Answer

**step1** Understanding the equation

The problem asks us to solve the equation $$\frac{x}{3} = \frac{10}{6}$$. This means we need to find the value of 'x' that makes both sides of the equation equal. This involves understanding equivalent fractions.

**step2** Simplifying the right side of the equation

First, let's simplify the fraction on the right side of the equation, which is $$\frac{10}{6}$$. To simplify a fraction, we find the greatest common factor (GCF) of the numerator and the denominator and divide both by it.
The numerator is 10, and the denominator is 6.
Factors of 10 are 1, 2, 5, 10.
Factors of 6 are 1, 2, 3, 6.
The greatest common factor of 10 and 6 is 2.
Now, divide both the numerator and the denominator by 2:
$$10 \div 2 = 5$$
$$6 \div 2 = 3$$
So, the simplified fraction is $$\frac{5}{3}$$.
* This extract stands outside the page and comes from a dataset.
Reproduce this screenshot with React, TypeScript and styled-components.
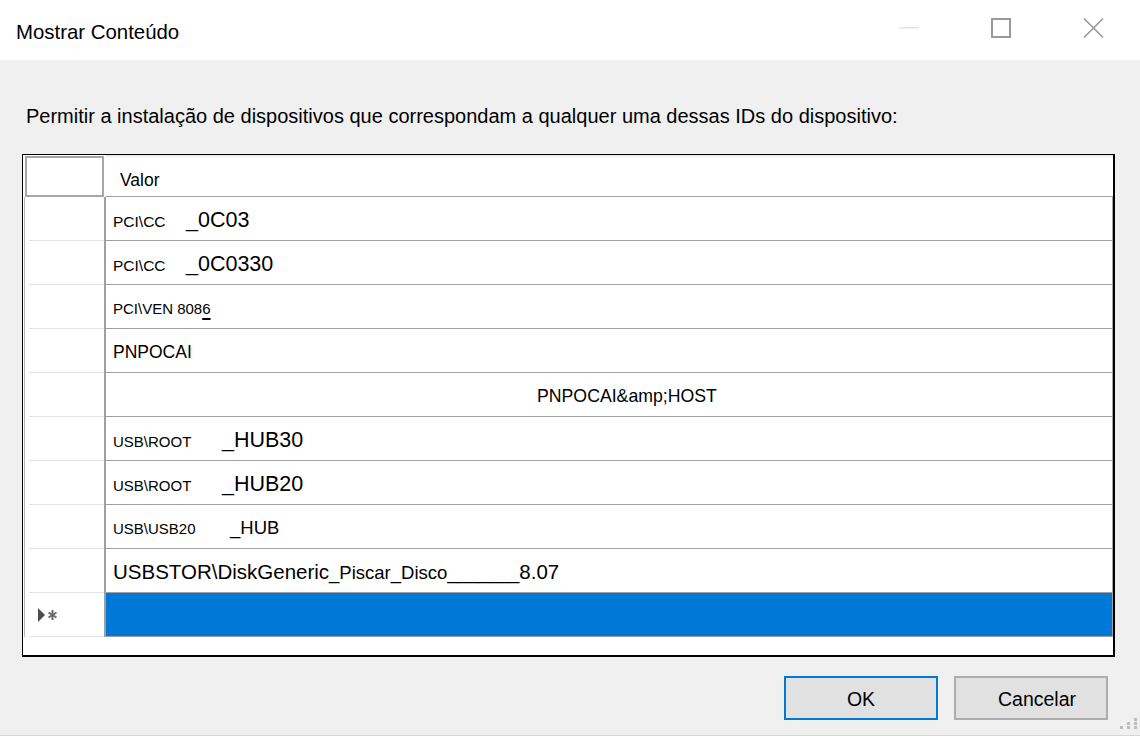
import React from "react";
import styled, { createGlobalStyle } from "styled-components";

const GlobalStyle = createGlobalStyle`
  html, body { margin: 0; padding: 0; }
  body {
    background: #f0f0f0;
    font-family: "Liberation Sans", Arial, sans-serif;
    color: #000;
  }
`;

const Window = styled.div`
  position: relative;
  width: 1140px;
  height: 736px;
  background: #f0f0f0;
  overflow: hidden;
  display: flex;
  flex-direction: column;
  border-bottom: 1px solid #d6d6d6;
  box-sizing: border-box;
`;

const TitleBar = styled.div`
  height: 60px;
  flex: none;
  background: #fff;
  display: flex;
  align-items: center;
  padding-left: 16px;
  box-sizing: border-box;
`;

const Title = styled.div`
  flex: 1;
  font-size: 20.4px;
  padding-top: 5px;
`;

const Controls = styled.div`
  align-self: flex-start;
  margin-top: 18px;
  margin-right: 1px;
  display: flex;
`;

const ControlButton = styled.div`
  width: 92px;
  height: 20px;
  display: flex;
  justify-content: center;
`;

const Body = styled.div`
  flex: 1;
  display: flex;
  flex-direction: column;
  padding: 44px 0 0 22px;
`;

const Prompt = styled.div`
  font-size: 20px;
  line-height: 24px;
  padding-left: 4px;
`;

const Grid = styled.div`
  margin-top: 26px;
  width: 1093px;
  height: 503px;
  box-sizing: border-box;
  background: #fff;
  border-style: solid;
  border-color: #000;
  border-width: 1px 2px 2px 1px;
  padding-left: 1px;
  display: flex;
  flex-direction: column;
`;

const Row = styled.div<{ $h: number }>`
  display: grid;
  grid-template-columns: 82px 1007px;
  height: ${(p) => p.$h}px;
`;

const Corner = styled.div`
  margin: 1px 2px 0 1px;
  border: 2px solid #a6a6a6;
  box-sizing: border-box;
`;

const HeaderCell = styled.div`
  border-top: 2px solid #ececec;
  border-bottom: 1px solid #a0a0a0;
  font-size: 17.5px;
  padding: 7px 0 0 14px;
  display: flex;
  align-items: center;
  box-sizing: border-box;
`;

const RowHead = styled.div`
  box-sizing: border-box;
  border-left: 1px solid #b8b8b8;
  border-right: 2px solid #a0a0a0;
  background: linear-gradient(#e3e3e3, #e3e3e3) no-repeat 4px 100% / calc(100% - 4px) 1px, #fff;
  display: flex;
  align-items: center;
  padding-left: 12px;
`;

const Cell = styled.div<{ $selected?: boolean; $indent?: number }>`
  box-sizing: border-box;
  border-right: 1px solid #a0a0a0;
  border-bottom: 1px solid #a0a0a0;
  background: ${(p) => (p.$selected ? "#0078d7" : "#fff")};
  display: flex;
  align-items: center;
  padding-top: 3px;
  padding-left: ${(p) => p.$indent ?? 7}px;
`;

const Line = styled.div`
  display: flex;
  align-items: baseline;
  white-space: pre;
`;

const Seg = styled.span<{ $size: number; $w?: number }>`
  font-size: ${(p) => p.$size}px;
  ${(p) => (p.$w ? `display: inline-block; width: ${p.$w}px;` : "")}
`;

const Under = styled.span`
  text-decoration: underline;
  text-decoration-thickness: 1.5px;
  text-underline-offset: 4px;
`;

const Filler = styled.div`
  flex: 1;
`;

const ButtonRow = styled.div`
  margin-top: 19px;
  display: flex;
  justify-content: flex-end;
  gap: 16px;
  padding-right: 32px;
`;

const Button = styled.div<{ $primary?: boolean; $shift?: number }>`
  width: 154px;
  height: 44px;
  box-sizing: border-box;
  border: 2px solid ${(p) => (p.$primary ? "#0078d7" : "#adadad")};
  background: #e1e1e1;
  font-size: 19.5px;
  display: flex;
  align-items: center;
  justify-content: center;
  padding-top: 3px;
  padding-left: ${(p) => p.$shift ?? 0}px;
`;

const Grip = styled.svg`
  position: absolute;
  right: 2px;
  bottom: 5px;
`;

type Part = { t: string; s: number; w?: number; u?: string };
type Entry = { parts: Part[]; indent?: number };

const entries: Entry[] = [
  { parts: [{ t: "PCI\\CC", s: 15.5, w: 73 }, { t: "_0C03", s: 21.5 }] },
  { parts: [{ t: "PCI\\CC", s: 15.5, w: 73 }, { t: "_0C0330", s: 21.5 }] },
  { parts: [{ t: "PCI\\VEN 808", s: 15, u: "6" }] },
  { parts: [{ t: "PNPOCAI", s: 17.5 }] },
  { parts: [{ t: "PNPOCAI&amp;HOST", s: 17.7 }], indent: 431 },
  { parts: [{ t: "USB\\ROOT", s: 15, w: 109 }, { t: "_HUB30", s: 21.5 }] },
  { parts: [{ t: "USB\\ROOT", s: 15, w: 109 }, { t: "_HUB20", s: 21.5 }] },
  { parts: [{ t: "USB\\USB20", s: 15, w: 117 }, { t: "_HUB", s: 18.5 }] },
  {
    parts: [
      { t: "USBSTOR\\DiskGeneric", s: 20.5 },
      { t: "_Piscar_Disco_______", s: 18.5 },
      { t: "8.07", s: 20.5 },
    ],
  },
];

const NewRowMark = () => (
  <svg width="22" height="16" viewBox="0 0 22 16">
    <polygon points="1,1 8,8 1,15" fill="#4d4d4d" />
    <g stroke="#6a6a6a" strokeWidth="2">
      <line x1="15.5" y1="3" x2="15.5" y2="13" />
      <line x1="11.5" y1="5.5" x2="19.5" y2="10.5" />
      <line x1="11.5" y1="10.5" x2="19.5" y2="5.5" />
    </g>
  </svg>
);

export default function App() {
  return (
    <>
      <GlobalStyle />
      <Window>
        <TitleBar>
          <Title>Mostrar Conteúdo</Title>
          <Controls>
            <ControlButton>
              <svg width="20" height="20" viewBox="0 0 20 20">
                <line x1="0" y1="9.75" x2="20" y2="9.75" stroke="#e4e4e4" strokeWidth="1.5" />
              </svg>
            </ControlButton>
            <ControlButton>
              <svg width="20" height="20" viewBox="0 0 20 20">
                <rect x="1" y="1" width="18" height="18" fill="none" stroke="#999" strokeWidth="2" />
              </svg>
            </ControlButton>
            <ControlButton>
              <svg width="21" height="20" viewBox="0 0 21 20">
                <g stroke="#999" strokeWidth="1.5">
                  <line x1="1" y1="0.5" x2="20" y2="19.5" />
                  <line x1="20" y1="0.5" x2="1" y2="19.5" />
                </g>
              </svg>
            </ControlButton>
          </Controls>
        </TitleBar>

        <Body>
          <Prompt>
            Permitir a instalação de dispositivos que correspondam a qualquer uma dessas IDs do dispositivo:
          </Prompt>

          <Grid>
            <Row $h={42}>
              <Corner />
              <HeaderCell>Valor</HeaderCell>
            </Row>
            {entries.map((e, i) => (
              <Row $h={44} key={i}>
                <RowHead />
                <Cell $indent={e.indent}>
                  <Line>
                    {e.parts.map((p, j) => (
                      <Seg key={j} $size={p.s} $w={p.w}>
                        {p.t}
                        {p.u && <Under>{p.u}</Under>}
                      </Seg>
                    ))}
                  </Line>
                </Cell>
              </Row>
            ))}
            <Row $h={44}>
              <RowHead>
                <NewRowMark />
              </RowHead>
              <Cell $selected />
            </Row>
            <Filler />
          </Grid>

          <ButtonRow>
            <Button $primary>OK</Button>
            <Button $shift={12}>Cancelar</Button>
          </ButtonRow>
        </Body>

        <Grip width="18" height="12" viewBox="0 0 18 12">
          <g fill="#bcbcbc">
            <rect x="14" y="0" width="3" height="3" />
            <rect x="7" y="4" width="3" height="3" />
            <rect x="14" y="4" width="3" height="3" />
            <rect x="0" y="8" width="3" height="3" />
            <rect x="7" y="8" width="3" height="3" />
            <rect x="14" y="8" width="3" height="3" />
          </g>
        </Grip>
      </Window>
    </>
  );
}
**step3** Rewriting the equation

Now we can rewrite the original equation using the simplified fraction:
$$\frac{x}{3} = \frac{5}{3}$$

**step4** Solving for x

Since the denominators of the fractions on both sides of the equation are the same (which is 3), for the fractions to be equal, their numerators must also be equal.
Therefore, we can conclude that:
$$x = 5$$